### WORK REQUIRED
Pictures stay out of the copy; restate everything else in the material exactly.
BEGIN GIVEN INFORMATION
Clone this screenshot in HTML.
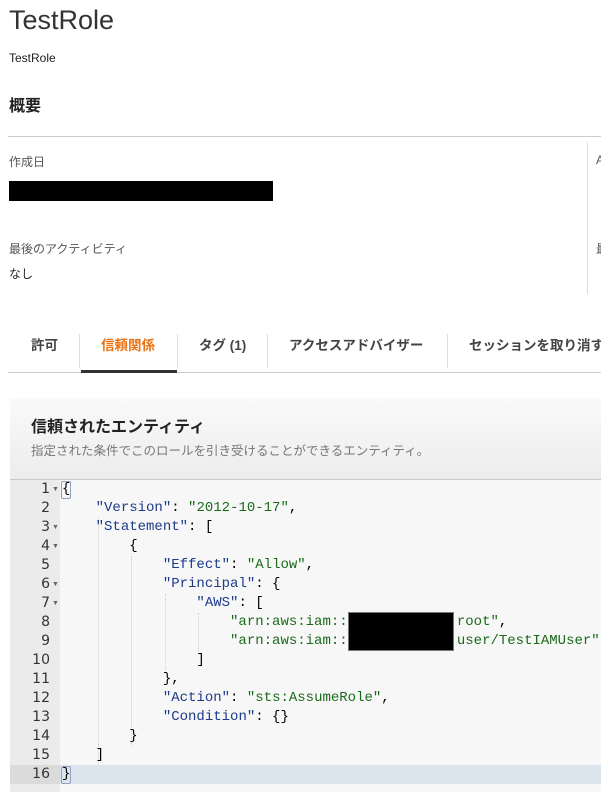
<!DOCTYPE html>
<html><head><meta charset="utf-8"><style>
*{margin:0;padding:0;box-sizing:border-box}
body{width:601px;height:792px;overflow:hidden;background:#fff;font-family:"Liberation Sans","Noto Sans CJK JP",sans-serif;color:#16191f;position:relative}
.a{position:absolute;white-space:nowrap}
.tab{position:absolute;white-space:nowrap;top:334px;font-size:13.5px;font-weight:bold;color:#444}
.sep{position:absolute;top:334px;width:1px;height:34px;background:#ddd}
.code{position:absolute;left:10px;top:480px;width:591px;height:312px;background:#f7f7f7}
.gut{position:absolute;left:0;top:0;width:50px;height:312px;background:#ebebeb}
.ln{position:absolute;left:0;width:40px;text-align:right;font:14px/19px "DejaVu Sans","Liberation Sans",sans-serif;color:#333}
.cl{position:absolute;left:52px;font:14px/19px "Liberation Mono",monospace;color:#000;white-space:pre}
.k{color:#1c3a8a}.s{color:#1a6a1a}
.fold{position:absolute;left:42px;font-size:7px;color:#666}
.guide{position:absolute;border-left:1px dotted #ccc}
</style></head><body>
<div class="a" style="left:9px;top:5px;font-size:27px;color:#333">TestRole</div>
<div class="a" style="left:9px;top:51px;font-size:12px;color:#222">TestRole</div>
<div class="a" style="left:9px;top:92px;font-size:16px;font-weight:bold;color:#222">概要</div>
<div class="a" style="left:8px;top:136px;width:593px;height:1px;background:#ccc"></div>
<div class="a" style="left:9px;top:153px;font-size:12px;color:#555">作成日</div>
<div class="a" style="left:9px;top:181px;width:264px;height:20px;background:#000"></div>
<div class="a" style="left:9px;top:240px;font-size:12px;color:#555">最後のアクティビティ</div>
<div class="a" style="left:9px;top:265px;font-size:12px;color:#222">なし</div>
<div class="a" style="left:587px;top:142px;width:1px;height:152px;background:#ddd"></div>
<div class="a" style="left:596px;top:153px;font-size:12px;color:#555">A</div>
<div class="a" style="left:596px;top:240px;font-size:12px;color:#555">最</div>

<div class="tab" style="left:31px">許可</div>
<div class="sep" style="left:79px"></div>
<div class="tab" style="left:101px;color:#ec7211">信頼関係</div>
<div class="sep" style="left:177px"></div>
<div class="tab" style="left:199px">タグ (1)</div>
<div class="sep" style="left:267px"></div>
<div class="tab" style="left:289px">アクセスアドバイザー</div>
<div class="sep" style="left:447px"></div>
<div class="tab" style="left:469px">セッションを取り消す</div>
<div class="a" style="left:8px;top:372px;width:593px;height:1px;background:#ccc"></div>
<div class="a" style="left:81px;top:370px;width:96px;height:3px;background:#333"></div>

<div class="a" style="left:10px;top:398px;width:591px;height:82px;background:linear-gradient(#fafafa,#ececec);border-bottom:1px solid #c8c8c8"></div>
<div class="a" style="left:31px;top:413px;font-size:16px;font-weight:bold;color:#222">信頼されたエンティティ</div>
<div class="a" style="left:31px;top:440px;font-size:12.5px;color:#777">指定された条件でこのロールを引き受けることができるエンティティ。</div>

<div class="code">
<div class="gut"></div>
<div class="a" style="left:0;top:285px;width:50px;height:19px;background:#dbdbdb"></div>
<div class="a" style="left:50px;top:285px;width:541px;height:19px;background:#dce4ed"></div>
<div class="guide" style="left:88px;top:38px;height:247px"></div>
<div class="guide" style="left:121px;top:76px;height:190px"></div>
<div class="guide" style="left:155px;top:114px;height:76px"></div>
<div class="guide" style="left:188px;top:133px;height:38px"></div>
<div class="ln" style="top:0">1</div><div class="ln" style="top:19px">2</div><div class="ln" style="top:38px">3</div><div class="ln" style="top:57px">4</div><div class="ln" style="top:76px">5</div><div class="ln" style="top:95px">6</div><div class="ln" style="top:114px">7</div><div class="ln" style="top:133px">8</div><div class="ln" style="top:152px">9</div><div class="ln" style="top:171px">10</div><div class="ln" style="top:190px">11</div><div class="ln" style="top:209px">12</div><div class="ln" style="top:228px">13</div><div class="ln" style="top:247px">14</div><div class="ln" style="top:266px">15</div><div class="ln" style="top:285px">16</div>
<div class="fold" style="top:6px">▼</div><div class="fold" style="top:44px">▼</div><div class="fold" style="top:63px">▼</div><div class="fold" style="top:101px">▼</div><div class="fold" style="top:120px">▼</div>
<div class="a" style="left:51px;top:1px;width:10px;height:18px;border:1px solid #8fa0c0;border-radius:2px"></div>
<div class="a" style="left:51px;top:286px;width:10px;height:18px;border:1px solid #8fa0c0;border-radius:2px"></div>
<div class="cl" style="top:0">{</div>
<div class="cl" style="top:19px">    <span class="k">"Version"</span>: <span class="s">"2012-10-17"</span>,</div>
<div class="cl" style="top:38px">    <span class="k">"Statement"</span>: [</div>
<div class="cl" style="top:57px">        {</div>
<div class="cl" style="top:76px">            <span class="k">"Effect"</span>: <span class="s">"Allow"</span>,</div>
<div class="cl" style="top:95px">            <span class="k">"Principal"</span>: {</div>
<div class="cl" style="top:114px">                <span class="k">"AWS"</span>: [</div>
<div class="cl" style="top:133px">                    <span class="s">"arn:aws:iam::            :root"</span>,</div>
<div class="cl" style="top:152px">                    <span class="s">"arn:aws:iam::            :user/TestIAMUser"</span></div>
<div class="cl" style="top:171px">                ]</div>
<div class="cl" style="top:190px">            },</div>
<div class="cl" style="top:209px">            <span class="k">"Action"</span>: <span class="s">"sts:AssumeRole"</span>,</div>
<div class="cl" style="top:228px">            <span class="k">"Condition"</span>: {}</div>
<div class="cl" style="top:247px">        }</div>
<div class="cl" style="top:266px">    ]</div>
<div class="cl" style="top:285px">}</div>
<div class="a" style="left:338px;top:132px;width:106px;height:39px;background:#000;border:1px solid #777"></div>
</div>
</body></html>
END GIVEN INFORMATION
### SOLUTION FOR THIS TASK
Clone this screenshot in HTML.
<!DOCTYPE html>
<html><head><meta charset="utf-8"><style>
*{margin:0;padding:0;box-sizing:border-box}
body{width:601px;height:792px;overflow:hidden;background:#fff;font-family:"Liberation Sans","Noto Sans CJK JP",sans-serif;color:#16191f;position:relative}
.a{position:absolute;white-space:nowrap}
.tab{position:absolute;white-space:nowrap;top:334px;font-size:13.5px;font-weight:bold;color:#444}
.sep{position:absolute;top:334px;width:1px;height:34px;background:#ddd}
.code{position:absolute;left:10px;top:480px;width:591px;height:312px;background:#f7f7f7}
.gut{position:absolute;left:0;top:0;width:50px;height:312px;background:#ebebeb}
.ln{position:absolute;left:0;width:40px;text-align:right;font:14px/19px "DejaVu Sans","Liberation Sans",sans-serif;color:#333}
.cl{position:absolute;left:52px;font:14px/19px "Liberation Mono",monospace;color:#000;white-space:pre}
.k{color:#1c3a8a}.s{color:#1a6a1a}
.fold{position:absolute;left:42px;font-size:7px;color:#666}
.guide{position:absolute;border-left:1px dotted #ccc}
</style></head><body>
<div class="a" style="left:9px;top:5px;font-size:27px;color:#333">TestRole</div>
<div class="a" style="left:9px;top:51px;font-size:12px;color:#222">TestRole</div>
<div class="a" style="left:9px;top:92px;font-size:16px;font-weight:bold;color:#222">概要</div>
<div class="a" style="left:8px;top:136px;width:593px;height:1px;background:#ccc"></div>
<div class="a" style="left:9px;top:153px;font-size:12px;color:#555">作成日</div>
<div class="a" style="left:9px;top:181px;width:264px;height:20px;background:#000"></div>
<div class="a" style="left:9px;top:240px;font-size:12px;color:#555">最後のアクティビティ</div>
<div class="a" style="left:9px;top:265px;font-size:12px;color:#222">なし</div>
<div class="a" style="left:587px;top:142px;width:1px;height:152px;background:#ddd"></div>
<div class="a" style="left:596px;top:153px;font-size:12px;color:#555">A</div>
<div class="a" style="left:596px;top:240px;font-size:12px;color:#555">最</div>

<div class="tab" style="left:31px">許可</div>
<div class="sep" style="left:79px"></div>
<div class="tab" style="left:101px;color:#ec7211">信頼関係</div>
<div class="sep" style="left:177px"></div>
<div class="tab" style="left:199px">タグ (1)</div>
<div class="sep" style="left:267px"></div>
<div class="tab" style="left:289px">アクセスアドバイザー</div>
<div class="sep" style="left:447px"></div>
<div class="tab" style="left:469px">セッションを取り消す</div>
<div class="a" style="left:8px;top:372px;width:593px;height:1px;background:#ccc"></div>
<div class="a" style="left:81px;top:370px;width:96px;height:3px;background:#333"></div>

<div class="a" style="left:10px;top:398px;width:591px;height:82px;background:linear-gradient(#fafafa,#ececec);border-bottom:1px solid #c8c8c8"></div>
<div class="a" style="left:31px;top:413px;font-size:16px;font-weight:bold;color:#222">信頼されたエンティティ</div>
<div class="a" style="left:31px;top:440px;font-size:12.5px;color:#777">指定された条件でこのロールを引き受けることができるエンティティ。</div>

<div class="code">
<div class="gut"></div>
<div class="a" style="left:0;top:285px;width:50px;height:19px;background:#dbdbdb"></div>
<div class="a" style="left:50px;top:285px;width:541px;height:19px;background:#dce4ed"></div>
<div class="guide" style="left:88px;top:38px;height:247px"></div>
<div class="guide" style="left:121px;top:76px;height:190px"></div>
<div class="guide" style="left:155px;top:114px;height:76px"></div>
<div class="guide" style="left:188px;top:133px;height:38px"></div>
<div class="ln" style="top:0">1</div><div class="ln" style="top:19px">2</div><div class="ln" style="top:38px">3</div><div class="ln" style="top:57px">4</div><div class="ln" style="top:76px">5</div><div class="ln" style="top:95px">6</div><div class="ln" style="top:114px">7</div><div class="ln" style="top:133px">8</div><div class="ln" style="top:152px">9</div><div class="ln" style="top:171px">10</div><div class="ln" style="top:190px">11</div><div class="ln" style="top:209px">12</div><div class="ln" style="top:228px">13</div><div class="ln" style="top:247px">14</div><div class="ln" style="top:266px">15</div><div class="ln" style="top:285px">16</div>
<div class="fold" style="top:6px">▼</div><div class="fold" style="top:44px">▼</div><div class="fold" style="top:63px">▼</div><div class="fold" style="top:101px">▼</div><div class="fold" style="top:120px">▼</div>
<div class="a" style="left:51px;top:1px;width:10px;height:18px;border:1px solid #8fa0c0;border-radius:2px"></div>
<div class="a" style="left:51px;top:286px;width:10px;height:18px;border:1px solid #8fa0c0;border-radius:2px"></div>
<div class="cl" style="top:0">{</div>
<div class="cl" style="top:19px">    <span class="k">"Version"</span>: <span class="s">"2012-10-17"</span>,</div>
<div class="cl" style="top:38px">    <span class="k">"Statement"</span>: [</div>
<div class="cl" style="top:57px">        {</div>
<div class="cl" style="top:76px">            <span class="k">"Effect"</span>: <span class="s">"Allow"</span>,</div>
<div class="cl" style="top:95px">            <span class="k">"Principal"</span>: {</div>
<div class="cl" style="top:114px">                <span class="k">"AWS"</span>: [</div>
<div class="cl" style="top:133px">                    <span class="s">"arn:aws:iam::            :root"</span>,</div>
<div class="cl" style="top:152px">                    <span class="s">"arn:aws:iam::            :user/TestIAMUser"</span></div>
<div class="cl" style="top:171px">                ]</div>
<div class="cl" style="top:190px">            },</div>
<div class="cl" style="top:209px">            <span class="k">"Action"</span>: <span class="s">"sts:AssumeRole"</span>,</div>
<div class="cl" style="top:228px">            <span class="k">"Condition"</span>: {}</div>
<div class="cl" style="top:247px">        }</div>
<div class="cl" style="top:266px">    ]</div>
<div class="cl" style="top:285px">}</div>
<div class="a" style="left:338px;top:132px;width:106px;height:39px;background:#000;border:1px solid #777"></div>
</div>
</body></html>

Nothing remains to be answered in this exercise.